After Easter, I propose to telephone Microsoft and demand a fix. More than six months after the ‘upgrade’ and the system still fails; not in some minor, esoteric detail, but in the basic function that allows access to the system. I really do not know how those buggers get away with it.
It is impossible not to get a buzz from just being in the West End. And one of the great advantages of living in Chelmsford, is that it is possible to get to central London in very little more time than it used to take by the Underground when I lived in Ealing.
So I had an interesting day in 'town' yesterday. After lunch I strolled down Charing Cross Road, looking in the second-hand bookshops in search of inspiration. There are far fewer of them now. I imagine that it must be difficult making sufficient money in such an expensive environment.
I did find a gem: A C Grayling, The God Argument. A very well written, sober and accessible account of the case against religion. So much less showy, strident and smug than Dawkins. A real pleasure to read. I also bought an ancient Greek dictionary in Foyles. It turns out that the original Greek for ‘ghost’, as in Holy Ghost in the Gospels, is the word ‘pneuma’, translated (in the order given in the dictionary) as ‘wind, air; breath; life, spirit, mind…’ It started me wondering about the Christian interpretation of this ‘holy wind’ as yet another god.

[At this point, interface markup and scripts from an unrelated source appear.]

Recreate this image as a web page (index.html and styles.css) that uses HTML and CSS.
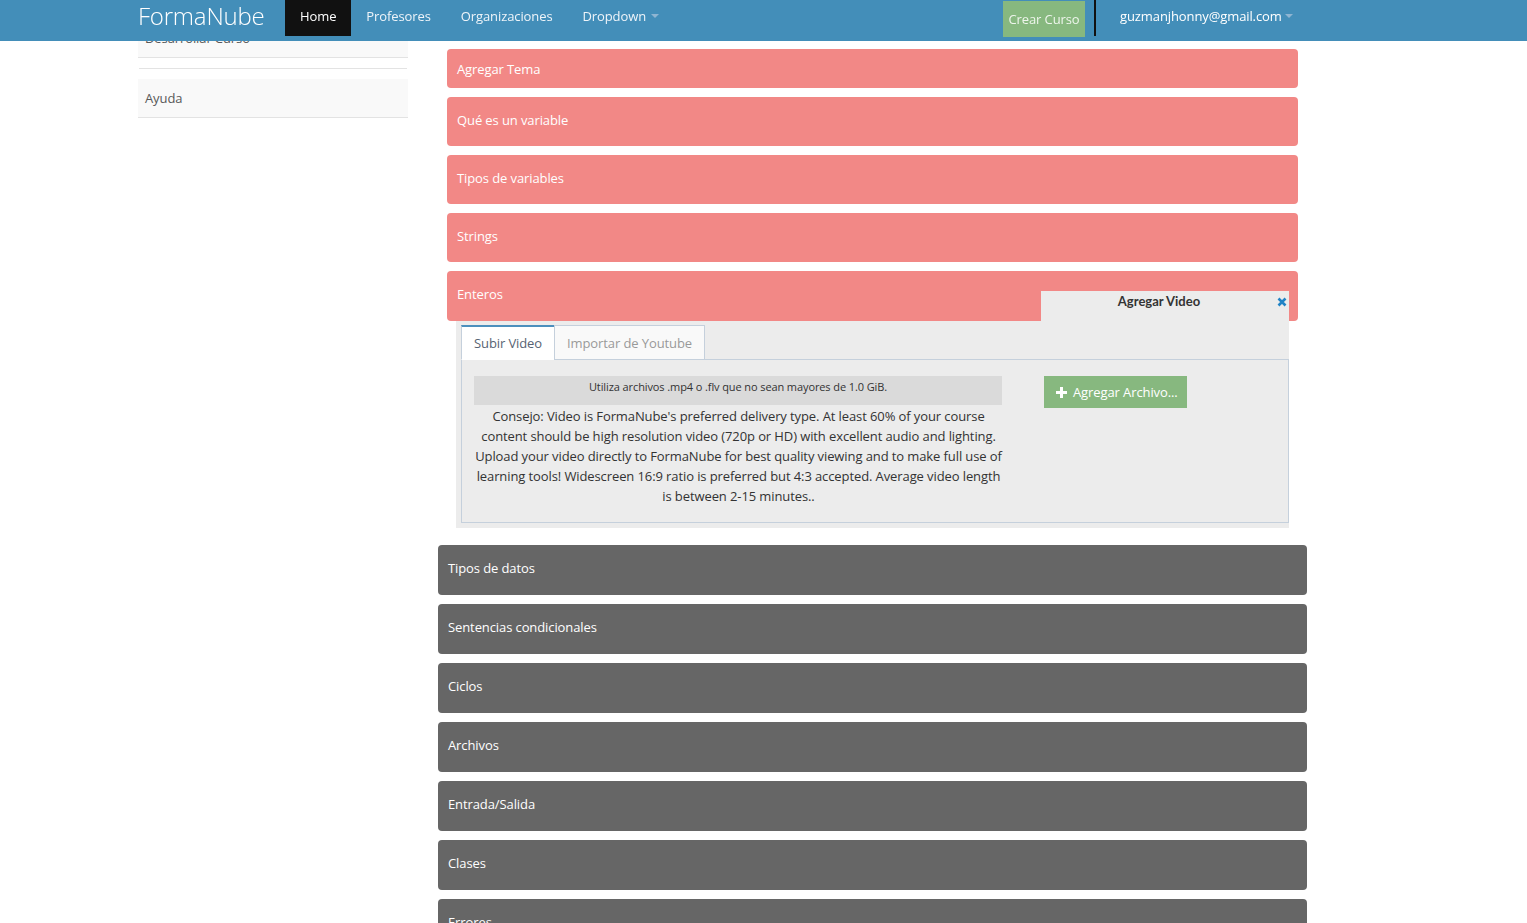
FILE: index.html
```html
<!DOCTYPE html>
<html lang="es">
<head>
<meta charset="utf-8">
<title>FormaNube</title>
<link rel="stylesheet" href="styles.css">
</head>
<body>
<nav class="navbar">
  <a class="brand">FormaNube</a>
  <ul class="nav">
    <li class="active"><a>Home</a></li>
    <li><a>Profesores</a></li>
    <li><a>Organizaciones</a></li>
    <li><a>Dropdown <span class="caret"></span></a></li>
  </ul>
  <div class="nav-right">
    <a class="btn-crear">Crear Curso</a>
    <span class="vsep"></span>
    <a class="user">guzmanjhonny@gmail.com <span class="caret"></span></a>
  </div>
</nav>

<div class="page">
  <aside class="sidebar">
    <div class="side-item">Desarrollar Curso</div>
    <div class="side-divider"></div>
    <div class="side-item">Ayuda</div>
  </aside>

  <main class="main">
    <div class="topics">
      <div class="topic topic-add">Agregar Tema</div>
      <div class="topic">Qué es un variable</div>
      <div class="topic">Tipos de variables</div>
      <div class="topic">Strings</div>
      <div class="topic topic-open">Enteros</div>
    </div>

    <section class="upload">
      <div class="upload-head">
        <span>Agregar Video</span>
        <svg class="close" width="10" height="10" viewBox="0 0 10 10"><path d="M1.5 1.5 L8.5 8.5 M8.5 1.5 L1.5 8.5" stroke="#2283c5" stroke-width="2.6" stroke-linecap="butt"/></svg>
      </div>
      <ul class="tabs">
        <li class="tab tab-active">Subir Video</li>
        <li class="tab">Importar de Youtube</li>
      </ul>
      <div class="tab-content">
        <div class="tab-left">
          <div class="info">Utiliza archivos .mp4 o .flv que no sean mayores de 1.0 GiB.</div>
          <p class="tip">Consejo: Video is FormaNube's preferred delivery type. At least 60% of your course content should be high resolution video (720p or HD) with excellent audio and lighting. Upload your video directly to FormaNube for best quality viewing and to make full use of learning tools! Widescreen 16:9 ratio is preferred but 4:3 accepted. Average video length is between 2-15 minutes..</p>
        </div>
        <div class="tab-right">
          <a class="btn-add"><svg width="11" height="11" viewBox="0 0 11 11"><path d="M4 0h3v4h4v3H7v4H4V7H0V4h4z" fill="#fff"/></svg> Agregar Archivo...</a>
        </div>
      </div>
    </section>

    <div class="sections">
      <div class="section">Tipos de datos</div>
      <div class="section">Sentencias condicionales</div>
      <div class="section">Ciclos</div>
      <div class="section">Archivos</div>
      <div class="section">Entrada/Salida</div>
      <div class="section">Clases</div>
      <div class="section">Errores</div>
    </div>
  </main>
</div>
</body>
</html>
```

FILE: styles.css
```css
* { box-sizing: border-box; }
html, body { margin: 0; padding: 0; }
body {
  font-family: "Open Sans", "Liberation Sans", sans-serif;
  font-size: 13px;
  line-height: 18px;
  letter-spacing: -0.1px;
  color: #393939;
  background: #fff;
  overflow: hidden;
}
a { text-decoration: none; color: inherit; }

/* navbar */
.navbar {
  position: fixed;
  top: 0; left: 0; right: 0;
  height: 41px;
  background: #438eb9;
  display: flex;
  align-items: flex-start;
  padding-left: 138px;
  z-index: 10;
}
.brand {
  width: 147px;
  flex: none;
  color: #fff;
  font-size: 24px;
  line-height: 32px;
  font-weight: 300;
  letter-spacing: -0.2px;
}
.nav {
  list-style: none;
  margin: 0; padding: 0;
  display: flex;
}
.nav li a {
  display: block;
  padding: 6px 15px 10px;
  line-height: 20px;
  color: #eef4f9;
}
.nav li.active a {
  background: #111;
  color: #fff;
}
.caret {
  display: inline-block;
  width: 0; height: 0;
  border-left: 4px solid transparent;
  border-right: 4px solid transparent;
  border-top: 4px solid #8fb5d2;
  vertical-align: middle;
  margin-left: 2px;
  margin-top: -3px;
}
.nav-right {
  display: flex;
  align-items: flex-start;
  margin-left: auto;
  margin-right: 234px;
}
.btn-crear {
  display: block;
  margin-top: 1px;
  width: 82px;
  height: 36px;
  background: #87b87f;
  color: #eef5ec;
  text-align: center;
  line-height: 36px;
}
.vsep {
  display: block;
  width: 2px;
  height: 36px;
  background: #111;
  margin-left: 9px;
}
.user {
  display: block;
  color: #fff;
  margin-left: 24px;
  padding-top: 6px;
  line-height: 20px;
}
.user .caret { margin-left: 0; }

/* page layout */
.page {
  display: flex;
  padding-left: 138px;
  gap: 30px;
}
.sidebar {
  width: 270px;
  flex: none;
  padding-top: 19px;
}
.side-item {
  background: #f9f9f9;
  border-bottom: 1px solid #e3e3e3;
  height: 39px;
  padding: 10px 7px;
  color: #585858;
}
.side-divider {
  margin: 10px 1px;
  border-top: 1px solid #e3e3e3;
}

.main {
  width: 869px;
  flex: none;
  padding-top: 49px;
}
.topics {
  margin: 0 9px;
  display: flex;
  flex-direction: column;
  gap: 9px;
}
.topic {
  background: #f28886;
  color: #fff;
  border-radius: 4px;
  height: 49px;
  padding: 14px 10px;
}
.topic-add { height: 39px; padding: 11px 10px 10px; }
.topic-open { height: 50px; }

/* upload widget */
.upload {
  position: relative;
  margin: 0 18px 17px;
  background: #ececec;
  padding: 4px 0 5px 5px;
}
.upload-head {
  position: absolute;
  right: 0;
  top: -30px;
  width: 248px;
  height: 30px;
  background: #ececec;
  text-align: center;
  padding: 1px 12px 0 0;
  color: #333;
  font-weight: 700;
  font-family: "Lato", "Open Sans", sans-serif;
  font-size: 13px;
  letter-spacing: 0;
  line-height: 18px;
}
.upload-head .close {
  position: absolute;
  right: 2px;
  top: 6px;
}
.tabs {
  list-style: none;
  margin: 0; padding: 0;
  display: flex;
  height: 34px;
  position: relative;
  z-index: 1;
}
.tab {
  height: 35px;
  padding: 8px 12px;
  border: 1px solid #c5d0dc;
  background: #f9f9f9;
  color: #999;
  font-size: 13px;
  margin-right: -1px;
}
.tab-active {
  background: #fff;
  color: #576373;
  border-top: 2px solid #4c8fbd;
  border-bottom-color: #fff;
  padding-top: 7px;
  height: 35px;
}
.tab-content {
  border: 1px solid #c5d0dc;
  background: #ececec;
  display: flex;
  padding: 16px 12px 16px 12px;
  height: 164px;
}
.tab-left { width: 529px; flex: none; }
.info {
  background: #dadada;
  width: 528px;
  height: 29px;
  text-align: center;
  font-size: 11px;
  line-height: 21px;
  color: #333;
}
.tip {
  margin: 1px 0 0;
  text-align: center;
  line-height: 20px;
  color: #333;
}
.tab-right { margin-left: 41px; }
.btn-add {
  display: flex;
  align-items: center;
  gap: 6px;
  width: 143px;
  height: 32px;
  background: #87b87f;
  color: #fff;
  padding-left: 12px;
}

/* lower sections */
.sections {
  display: flex;
  flex-direction: column;
  gap: 9px;
}
.section {
  background: #666;
  color: #fff;
  border-radius: 4px;
  height: 50px;
  padding: 14px 10px;
  flex: none;
}
```
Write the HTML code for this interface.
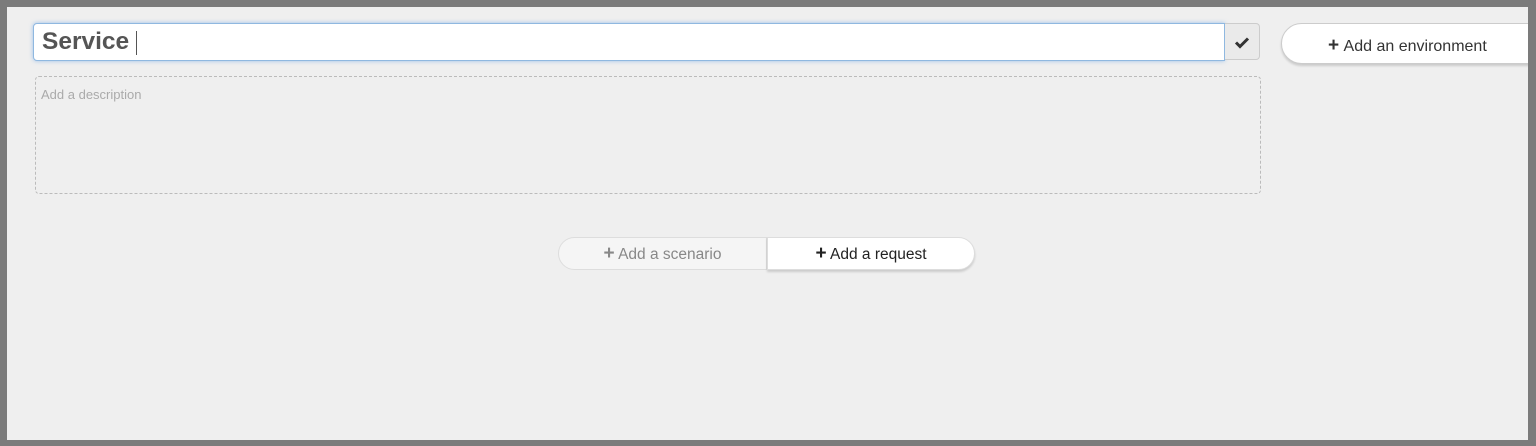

Then to the National Portrait Gallery – which has been changed around so I had difficulty finding anything familiar. I went to the Victorian Gallery briefly, and did spend some time in the Charlotte Bronte exhibition to commemorate the 200th anniversary of her birth. Finally to the National Gallery, complete with at least three ‘Yodas’ outside together with two others of indeterminate appearance, dressed up for the tourists. The problem is that you see these figures in most major cities and still the tourists flock to gawp at them, apparently fascinated. While sitting inside the gallery looking at Turner’s glorious Fighting Temeraire, I was distracted by a well-dressed middle-aged foreign couple sitting next to me playing idiot computer games on their mobile telephones, said instruments emitting various noises to their great amusement. I really do wonder why some people go to all the expense of travel. I moved to another seat opposite The Hay Wain. Next to me was a young lad with his hood up, exhausted and fast asleep. At least he wasn’t snoring.
I usually end up in room 35 at the National Gallery, where the Turners and Constables live, but I also went next door this time to look at the Impressionists. Pissarro’s painting of Montmartre; wonderful!